Quando tudo corria bem, em 1952 o Dr.
Estevam Marinho foi nomeado Chefe do 2º. Distrito do DNOCS, em João Pessoa-PB,
sendo substituído pelo adjunto, Dr. Egberto Carneiro da Cunha, seu fiel amigo,
que conhecia bem a capacidade do mestre de obras e tinha por ele grande
admiração; por isso, manteve Raimundo Carvalho no cargo.
Em 23.02.1953 faleceu em João Pessoa o
Dr. Estevam Marinho, cujo corpo foi sepultado em Recife (PE), onde morava sua
família.
O Dr. Egberto, fiel aliado do Dr.
Estevam Marinho era, como ele, portador de problemas de saúde. Em decorrência
disso, retornou em 1955 para Fortaleza — de onde viera há anos — para cuidar da
precária situação da saúde. Foi substituído por um engenheiro jovem, Dr.
Ivanildo Marinho Cordeiro Campos, egresso da sede do DNOCS, em Fortaleza, com
pouca ou quase nenhuma experiência em concreto. Talvez por isso, manteve
Raimundo Carvalho no cargo de mestre de obras da barragem. Sua passagem por Mãe
d’Água foi meteórica; não consegui apurar os motivos.
Foi ele substituído por um outro jovem
engenheiro, o Dr. Vitoriano Gonzalez y Gonzalez, também inexperiente em
serviços de concreto e em administração de grandes obras. Vinha, em 1955/56, do
pequeno açude Escondido, com barragem de terra, no município de Brejo do
Cruz-PB, com capacidade nominal de armazenamento d’água de apenas 16,6 milhões
de m3. Certamente uma promoção. De cara, via-se diante da administração da
maior barragem de concreto em construção pelo DNOCS, projetada para 640 milhões
de m3, o que se constituía em grande desafio. Talvez por isso, meu pai, já
amadurecido conhecedor dos serviços de concreto e de condução da obra,
permaneceu no cargo de mestre de obras, dando a sua indispensável colaboração.
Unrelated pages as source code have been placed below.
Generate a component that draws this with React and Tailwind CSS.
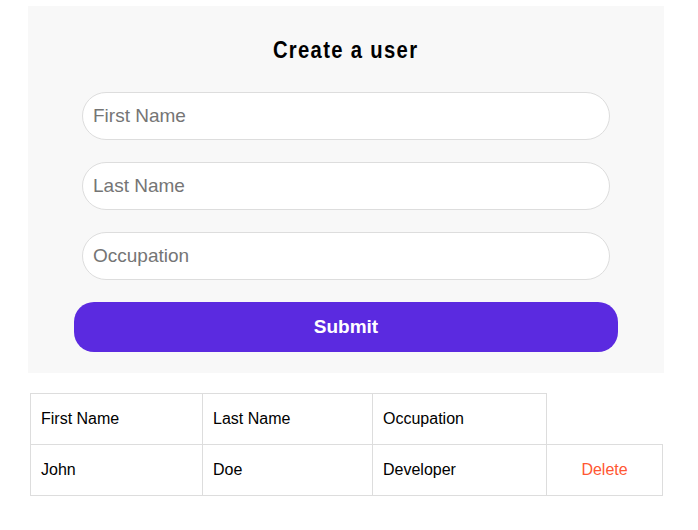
import { useState } from 'react';

const fields = [
  { key: 'firstName', label: 'First Name' },
  { key: 'lastName', label: 'Last Name' },
  { key: 'occupation', label: 'Occupation' },
];

export default function App() {
  const [form, setForm] = useState({ firstName: '', lastName: '', occupation: '' });
  const [users, setUsers] = useState([
    { firstName: 'John', lastName: 'Doe', occupation: 'Developer' },
  ]);

  const handleSubmit = (e) => {
    e.preventDefault();
    if (!form.firstName) return;
    setUsers([...users, form]);
    setForm({ firstName: '', lastName: '', occupation: '' });
  };

  return (
    <div className="min-h-[530px] bg-white pt-[6px] font-['Liberation_Sans',Arial,sans-serif]">
      <form onSubmit={handleSubmit} className="mx-[28px] w-[636px] bg-[#f8f8f8] pt-[33px] pb-[21px] flex flex-col items-center">
        <h2 className="text-[23px] font-bold leading-none tracking-[1.5px] scale-x-[0.88] text-black mb-[30px]">Create a user</h2>
        {fields.map(f => (
          <input
            key={f.key}
            value={form[f.key]}
            onChange={e => setForm({ ...form, [f.key]: e.target.value })}
            placeholder={f.label}
            className="w-[528px] h-[48px] mb-[22px] rounded-[24px] border border-[#dddddd] bg-white px-[10px] text-[19px] text-black placeholder:text-[#757575] outline-none"
          />
        ))}
        <button type="submit" className="w-[544px] h-[50px] rounded-[20px] bg-[#5b2ae0] text-white text-[19px] font-bold">
          Submit
        </button>
      </form>

      <table className="ml-[30px] mt-[20px] border-collapse text-[16px] text-black">
        <thead>
          <tr>
            <th className="w-[172px] h-[51px] border border-[#dddddd] px-[10px] text-left font-normal">First Name</th>
            <th className="w-[170px] h-[51px] border border-[#dddddd] px-[10px] text-left font-normal">Last Name</th>
            <th className="w-[174px] h-[51px] border border-[#dddddd] px-[10px] text-left font-normal">Occupation</th>
            <th className="w-[116px]"></th>
          </tr>
        </thead>
        <tbody>
          {users.map((u, i) => (
            <tr key={i}>
              <td className="h-[51px] border border-[#dddddd] px-[10px]">{u.firstName}</td>
              <td className="h-[51px] border border-[#dddddd] px-[10px]">{u.lastName}</td>
              <td className="h-[51px] border border-[#dddddd] px-[10px]">{u.occupation}</td>
              <td className="h-[51px] border border-[#dddddd] px-[10px] text-center">
                <button onClick={() => setUsers(users.filter((_, j) => j !== i))} className="text-[#ff5733]">Delete</button>
              </td>
            </tr>
          ))}
        </tbody>
      </table>
    </div>
  );
}
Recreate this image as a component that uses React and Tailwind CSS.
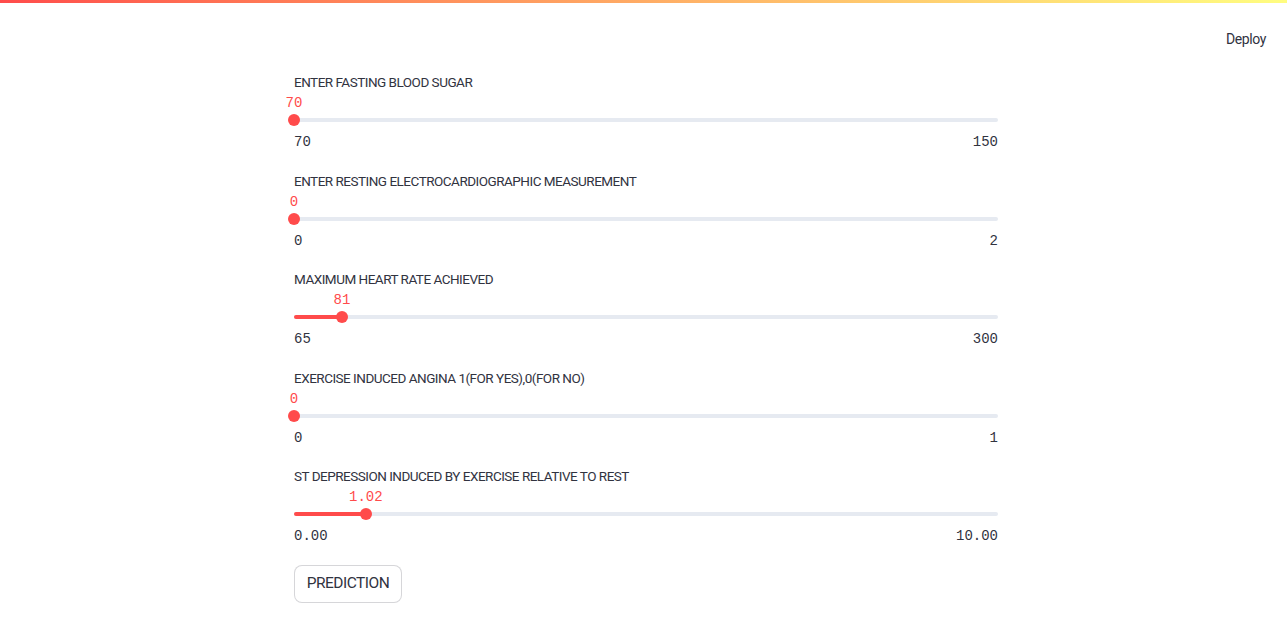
import React from 'react';

const sliders = [
  { label: 'ENTER FASTING BLOOD SUGAR', min: 70, max: 150, value: 70, fmt: (v) => String(v) },
  { label: 'ENTER RESTING ELECTROCARDIOGRAPHIC MEASUREMENT', min: 0, max: 2, value: 0, fmt: (v) => String(v) },
  { label: 'MAXIMUM HEART RATE ACHIEVED', min: 65, max: 300, value: 81, fmt: (v) => String(v) },
  { label: 'EXERCISE INDUCED ANGINA 1(FOR YES),0(FOR NO)', min: 0, max: 1, value: 0, fmt: (v) => String(v) },
  { label: 'ST DEPRESSION INDUCED BY EXERCISE RELATIVE TO REST', min: 0, max: 10, value: 1.02, fmt: (v) => v.toFixed(2) },
];

const Slider = ({ label, min, max, value, fmt }) => {
  const pct = ((value - min) / (max - min)) * 100;
  return (
    <div className="flex h-[98.5px] flex-col">
      <div className="h-5 text-[13.5px] leading-5 tracking-[-0.5px] text-[#31333f]">{label}</div>
      <div className="relative h-5">
        <span
          className="absolute top-[1px] -translate-x-1/2 font-['Liberation_Mono',monospace] text-[14px] leading-5 text-[#ff4b4b]"
          style={{ left: `${pct}%` }}
        >
          {fmt(value)}
        </span>
      </div>
      <div className="relative flex h-4 items-center">
        <div className="h-1 w-full rounded-full bg-[#e6eaf1]" />
        <div className="absolute left-0 h-1 rounded-full bg-[#ff4b4b]" style={{ width: `${pct}%` }} />
        <div
          className="absolute h-3 w-3 -translate-x-1/2 rounded-full bg-[#ff4b4b]"
          style={{ left: `${pct}%` }}
        />
      </div>
      <div className="mt-1 flex h-5 justify-between font-['Liberation_Mono',monospace] text-[14px] leading-5 text-[#31333f]">
        <span>{fmt(min)}</span>
        <span>{fmt(max)}</span>
      </div>
    </div>
  );
};

export default function App() {
  return (
    <div className="min-h-screen bg-white font-['Roboto',sans-serif] text-[#31333f]">
      <div className="h-[3px] w-full bg-gradient-to-r from-[#ff4b4b] to-[#fffd80]" />
      <div className="flex h-[69px] items-start justify-end pr-[21px] pt-[26px]">
        <span className="text-[14px] leading-5 tracking-[-0.4px]">Deploy</span>
      </div>
      <div className="flex justify-center pl-[5px]">
        <div className="w-[704px]">
          {sliders.map((s) => (
            <Slider key={s.label} {...s} />
          ))}
          <button className="h-[38px] w-[108px] rounded-lg border border-[#31333f]/20 bg-white text-[15.5px] tracking-[-0.5px] text-[#31333f]">
            PREDICTION
          </button>
        </div>
      </div>
    </div>
  );
}
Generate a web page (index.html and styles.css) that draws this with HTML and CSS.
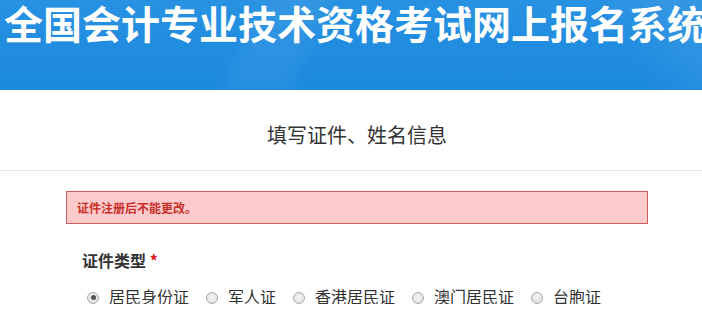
FILE: index.html
```html
<!DOCTYPE html>
<html lang="zh-CN">
<head>
<meta charset="utf-8">
<title>全国会计专业技术资格考试网上报名系统</title>
<link rel="stylesheet" href="styles.css">
</head>
<body>
<header class="banner">
  <h1 class="banner-title">全国会计专业技术资格考试网上报名系统</h1>
</header>
<main class="page">
  <div class="page-head">
    <h2 class="page-title">填写证件、姓名信息</h2>
  </div>
  <section class="form">
    <div class="alert">证件注册后不能更改。</div>
    <div class="field-label">证件类型 <span class="req">*</span></div>
    <div class="radio-row">
      <label class="radio-item"><span class="radio checked"></span><span class="radio-text">居民身份证</span></label>
      <label class="radio-item"><span class="radio"></span><span class="radio-text">军人证</span></label>
      <label class="radio-item"><span class="radio"></span><span class="radio-text">香港居民证</span></label>
      <label class="radio-item"><span class="radio"></span><span class="radio-text">澳门居民证</span></label>
      <label class="radio-item"><span class="radio"></span><span class="radio-text">台胞证</span></label>
    </div>
  </section>
</main>
</body>
</html>
```
FILE: styles.css
```css
* { box-sizing: border-box; }
html, body { margin: 0; padding: 0; background: #fff; }
body {
  font-family: "Noto Sans CJK SC", "Microsoft YaHei", "Liberation Sans", sans-serif;
  color: #333;
  overflow: hidden;
}
.banner {
  height: 90px;
  padding: 3px 0 0 4px;
  overflow: hidden;
  background:
    linear-gradient(115deg, rgba(255,255,255,0) 0, rgba(255,255,255,0) 230px, rgba(255,255,255,0.05) 250px, rgba(255,255,255,0.05) 290px, rgba(255,255,255,0) 310px, rgba(255,255,255,0) 100%),
    linear-gradient(60deg, rgba(255,255,255,0) 0, rgba(255,255,255,0) 560px, rgba(255,255,255,0.06) 620px, rgba(255,255,255,0.04) 100%),
    linear-gradient(180deg, #2891e2 0%, #1b89de 100%);
}
.banner-title {
  margin: 0;
  font-size: 39px;
  line-height: 39px;
  font-weight: 700;
  color: #fff;
  white-space: nowrap;
  letter-spacing: 0;
}
.page-head {
  padding: 35px 0 25px 12px;
  border-bottom: 1px solid #e8e8e8;
  text-align: center;
}
.page-title {
  margin: 0;
  font-size: 20px;
  line-height: 20px;
  font-weight: 400;
  color: #333;
}
.form {
  padding: 20px 0 0 66px;
}
.alert {
  width: 582px;
  height: 33px;
  padding: 0 10px;
  border: 1px solid #c9605d;
  background: #fccaca;
  color: #c7302b;
  font-size: 12px;
  line-height: 31px;
  font-weight: 700;
}
.field-label {
  margin: 28px 0 0 16px;
  font-size: 16px;
  line-height: 16px;
  font-weight: 700;
  color: #333;
}
.req { color: #e0201c; }
.radio-row {
  display: flex;
  margin: 20px 0 0 21px;
  font-size: 16px;
  line-height: 16px;
}
.radio-item {
  display: flex;
  align-items: center;
  margin-right: 17px;
}
.radio {
  width: 12px;
  height: 12px;
  margin: 3px 10px 0 0;
  border-radius: 50%;
  border: 1px solid #a9a9a9;
  background: radial-gradient(circle at 50% 40%, #f4f4f4 0%, #dcdcdc 100%);
  display: flex;
  align-items: center;
  justify-content: center;
}
.radio.checked::after {
  content: "";
  width: 5px;
  height: 5px;
  border-radius: 50%;
  background: #555;
}
.radio-text { color: #333; }
```
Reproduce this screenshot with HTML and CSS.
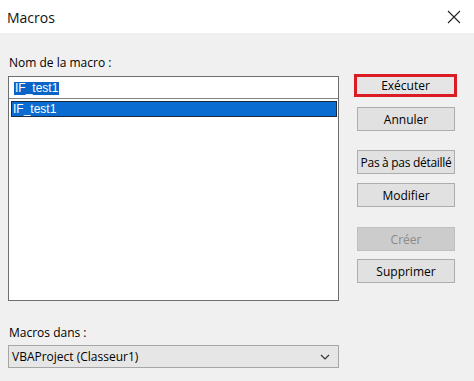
FILE: index.html
```html
<!DOCTYPE html>
<html lang="fr">
<head>
<meta charset="utf-8">
<title>Macros</title>
<link rel="stylesheet" href="styles.css">
</head>
<body>
<div class="dialog">
  <header class="titlebar">
    <span class="title">Macros</span>
    <svg class="close" width="14" height="14" viewBox="0 0 14 14"><path d="M1 1 L13 13 M13 1 L1 13" stroke="#222" stroke-width="1.1" fill="none"/></svg>
  </header>
  <main class="content">
    <section class="left">
      <div class="label first">Nom de la macro :</div>
      <div class="listbox">
        <div class="name-input"><span class="sel">IF_test1</span></div>
        <div class="list">
          <div class="item selected">IF_test1</div>
        </div>
      </div>
      <div class="label second">Macros dans :</div>
      <div class="select">
        <span>VBAProject (Classeur1)</span>
        <svg class="chev" width="10" height="6" viewBox="0 0 10 6"><path d="M1 1 L5 5 L9 1" stroke="#333" stroke-width="1.2" fill="none"/></svg>
      </div>
    </section>
    <section class="right">
      <div class="btn run">Exécuter</div>
      <div class="btn g10">Annuler</div>
      <div class="btn g19">Pas à pas détaillé</div>
      <div class="btn g9">Modifier</div>
      <div class="btn g20 disabled">Créer</div>
      <div class="btn g8">Supprimer</div>
    </section>
  </main>
</div>
</body>
</html>
```

FILE: styles.css
```css
html, body {
  margin: 0;
  padding: 0;
}
body {
  width: 474px;
  height: 381px;
  background: #f0f0f0;
  font-family: "Open Sans", "Noto Sans", sans-serif;
  font-size: 12px;
  color: #000;
  overflow: hidden;
}
.dialog {
  width: 474px;
  height: 381px;
}
.titlebar {
  height: 33px;
  background: #fff;
  display: flex;
  align-items: center;
  justify-content: space-between;
  padding: 0 13px 0 7px;
  box-sizing: border-box;
}
.title {
  font-size: 14px;
  color: #111;
  margin-top: 1px;
}
.close {
  display: block;
}
.content {
  display: flex;
  padding-left: 8px;
}
.left {
  width: 331px;
  display: flex;
  flex-direction: column;
}
.label {
  height: 16px;
  line-height: 16px;
  padding-left: 1px;
}
.label.first {
  margin-top: 22px;
  margin-bottom: 5px;
}
.label.second {
  margin-top: 24px;
  margin-bottom: 4px;
}
.listbox {
  height: 225px;
  border: 1px solid #6e6e6e;
  box-sizing: border-box;
  background: #fff;
  display: flex;
  flex-direction: column;
}
.name-input {
  height: 22px;
  border-bottom: 1px solid #828282;
  box-sizing: border-box;
  padding: 5px 0 0 5px;
  font-family: "Liberation Sans", Arial, sans-serif;
  font-size: 12px;
  line-height: 12px;
}
.sel {
  background: #0a64c8;
  color: #fff;
  padding: 0 1px;
  display: inline-block;
  line-height: 13px;
}
.list {
  flex: 1;
  padding: 2px 1px 0 2px;
}
.item {
  height: 16px;
  line-height: 15px;
  font-family: "Liberation Sans", Arial, sans-serif;
  font-size: 12px;
  padding-left: 1px;
  box-sizing: border-box;
}
.item.selected {
  background: #0a6cd0;
  color: #fff;
  border: 1px solid #1a2a44;
}
.select {
  height: 23px;
  border: 1px solid #a6a6a6;
  background: #e6e6e6;
  box-sizing: border-box;
  display: flex;
  align-items: center;
  justify-content: space-between;
  padding: 0 8px 0 3px;
}
.chev {
  display: block;
}
.right {
  margin-left: 18px;
  padding-top: 41px;
  display: flex;
  flex-direction: column;
}
.btn {
  width: 98px;
  height: 24px;
  box-sizing: border-box;
  border: 1px solid #adadad;
  background: #e1e1e1;
  display: flex;
  align-items: center;
  justify-content: center;
  white-space: nowrap;
}
.btn.run {
  width: 103px;
  height: 23px;
  margin-left: -3px;
  border: 3px solid #dc1c24;
  background: #e5e5e5;
}
.g10 { margin-top: 10px; }
.g19 { margin-top: 19px; letter-spacing: -0.3px; }
.g9 { margin-top: 9px; }
.g20 { margin-top: 20px; }
.g8 { margin-top: 8px; }
.btn.disabled {
  background: #cccccc;
  border-color: #bfbfbf;
  color: #8a8a8a;
}
```
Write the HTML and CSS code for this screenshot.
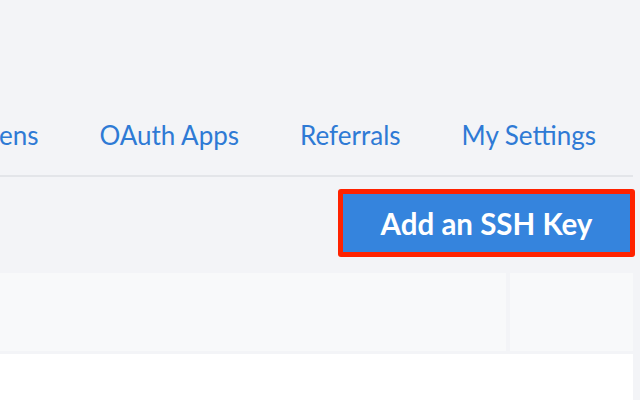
FILE: index.html
```html
<!DOCTYPE html>
<html>
<head>
<meta charset="utf-8">
<link rel="stylesheet" href="styles.css">
</head>
<body>
<div class="page">
  <nav class="tabs">
    <a class="tab">Access Tokens</a>
    <a class="tab">OAuth Apps</a>
    <a class="tab">Referrals</a>
    <a class="tab">My Settings</a>
  </nav>
  <div class="actions">
    <span class="highlight"><button class="btn">Add an SSH Key</button></span>
  </div>
  <div class="table-head">
    <div class="cell main"></div>
    <div class="cell side"></div>
  </div>
  <div class="table-body"></div>
</div>
</body>
</html>
```
FILE: styles.css
```css
html, body {
  margin: 0;
  padding: 0;
  background: #f3f4f7;
  font-family: Lato, "Noto Sans", sans-serif;
  overflow: hidden;
}
.page {
  width: 633px;
  height: 400px;
  display: flex;
  flex-direction: column;
}
.tabs {
  height: 177px;
  display: flex;
  justify-content: flex-end;
  align-items: flex-start;
  gap: 61px;
  padding-right: 37px;
  border-bottom: 2px solid #e3e5e9;
  box-sizing: border-box;
  overflow: hidden;
  white-space: nowrap;
}
.tab {
  color: #2e7ad5;
  font-size: 26px;
  margin-top: 119px;
  flex-shrink: 0;
}
.actions {
  display: flex;
  justify-content: flex-end;
  padding-top: 12px;
  height: 96px;
  box-sizing: border-box;
}
.highlight {
  display: block;
  border: 5px solid #ff2200;
  border-radius: 3px;
  margin-right: -2px;
  height: 58px;
}
.btn {
  display: block;
  width: 287px;
  height: 58px;
  border: 0;
  margin: 0;
  background: #3584dd;
  color: #fff;
  font-family: Lato, "Noto Sans", sans-serif;
  font-weight: bold;
  font-size: 29.5px;
  padding: 0;
}
.table-head {
  display: flex;
  gap: 4px;
  height: 78px;
}
.cell {
  background: #f8f9fa;
}
.main { flex: 1; }
.side { width: 123px; }
.table-body {
  margin-top: 3px;
  background: #fff;
  flex: 1;
}
```
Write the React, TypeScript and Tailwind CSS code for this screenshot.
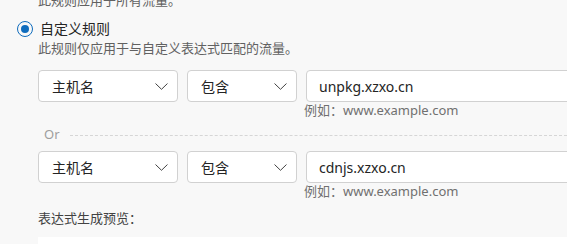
const font = "font-['Segoe_UI','Noto_Sans','Noto_Sans_CJK_SC',sans-serif]";

const Chevron = () => (
  <svg width="13" height="7" viewBox="0 0 13 7" fill="none" className="shrink-0">
    <path d="M0.8 0.8l5.7 5.5 5.7-5.5" stroke="#424242" strokeWidth="1" strokeLinecap="round" strokeLinejoin="round" />
  </svg>
);

const Select = ({ label, width }: { label: string; width: string }) => (
  <div
    className={`${width} h-[32px] shrink-0 flex items-center justify-between pl-[13px] pr-[9px] bg-white border border-[#d1d1d1] rounded-[4px] text-[14px] text-[#242424]`}
  >
    <span>{label}</span>
    <Chevron />
  </div>
);

const Rule = ({ value, top }: { value: string; top: string }) => (
  <div className={top}>
    <div className="flex gap-[9px]">
      <Select label="主机名" width="w-[140px]" />
      <Select label="包含" width="w-[110px]" />
      <div className="w-[300px] h-[32px] shrink-0 flex items-center pl-[12px] bg-white border border-[#d1d1d1] rounded-[4px] text-[14px] text-[#242424]">
        {value}
      </div>
    </div>
    <div className="ml-[266px] h-[16px] leading-[16px] text-[13px] text-[#707070]">
      例如：www.example.com
    </div>
  </div>
);

export default function App() {
  return (
    <div className={`w-[567px] h-[244px] overflow-hidden bg-[#f8f8f8] ${font}`}>
      <p className="-mt-[10px] ml-[38px] h-[20px] leading-[20px] text-[13px] text-[#616161]">
        此规则应用于所有流量。
      </p>

      <div className="mt-[9px] ml-[17px] flex items-center gap-[7px] h-[20px]">
        <span className="w-[16px] h-[16px] rounded-full border-[1.5px] border-[#0f6cbd] flex items-center justify-center">
          <span className="w-[8px] h-[8px] rounded-full bg-[#0f6cbd]" />
        </span>
        <span className="text-[14px] leading-[20px] text-[#242424]">自定义规则</span>
      </div>

      <div className="ml-[38px]">
        <p className="h-[18px] leading-[18px] text-[13px] text-[#616161]">
          此规则仅应用于与自定义表达式匹配的流量。
        </p>

        <Rule value="unpkg.xzxo.cn" top="mt-[13px]" />

        <div className="mt-[9px] flex items-center gap-[10px] h-[16px]">
          <span className="ml-[6px] text-[13px] text-[#9e9e9e]">Or</span>
          <div className="flex-1 border-t border-dashed border-[#d6d6d6]" />
        </div>

        <Rule value="cdnjs.xzxo.cn" top="mt-[8px]" />

        <p className="mt-[9px] h-[20px] leading-[20px] text-[13px] text-[#424242]">表达式生成预览：</p>

        <div className="mt-[9px] h-[30px] bg-white" />
      </div>
    </div>
  );
}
Por ato ministerial, a barragem de
Curema passou a se chamar de barragem Estevam Marinho, conforme ofício do Sr.
Diretor Geral do DNOCS, de número 636 T, de 03.06.1955, o que foi traduzido
como homenagem merecida ao saudoso construtor, respeitável administrador e
acreditado engenheiro. É uma tristeza que a barragem continuasse a ser chamada
de Curema depois da homenagem. Ele não merecia isso! Hoje, até o DNOCS, quando
se reporta à barragem Estevam Marinho traz, entre parênteses, a expressão
“ex-Curema”.
Com as sucessivas mudanças de
engenheiros na direção da construção da barragem de Mãe d’Água, Raimundo
Carvalho era cada vez mais exigido, explorado diante dos seus conhecimentos em
concreto. A sorte dele veio com a execução do plano governamental do Presidente
Juscelino Kubitschek (eleito em 1955), denominado Plano de Metas, que previa
ações de cinquenta anos em cinco. Nesse diapasão, foi incluído o açude de Mãe
d’Água entre aquelas grandes obras inauguráveis em 1956, com o que recursos
financeiros para a obra passaram a aportar celeremente.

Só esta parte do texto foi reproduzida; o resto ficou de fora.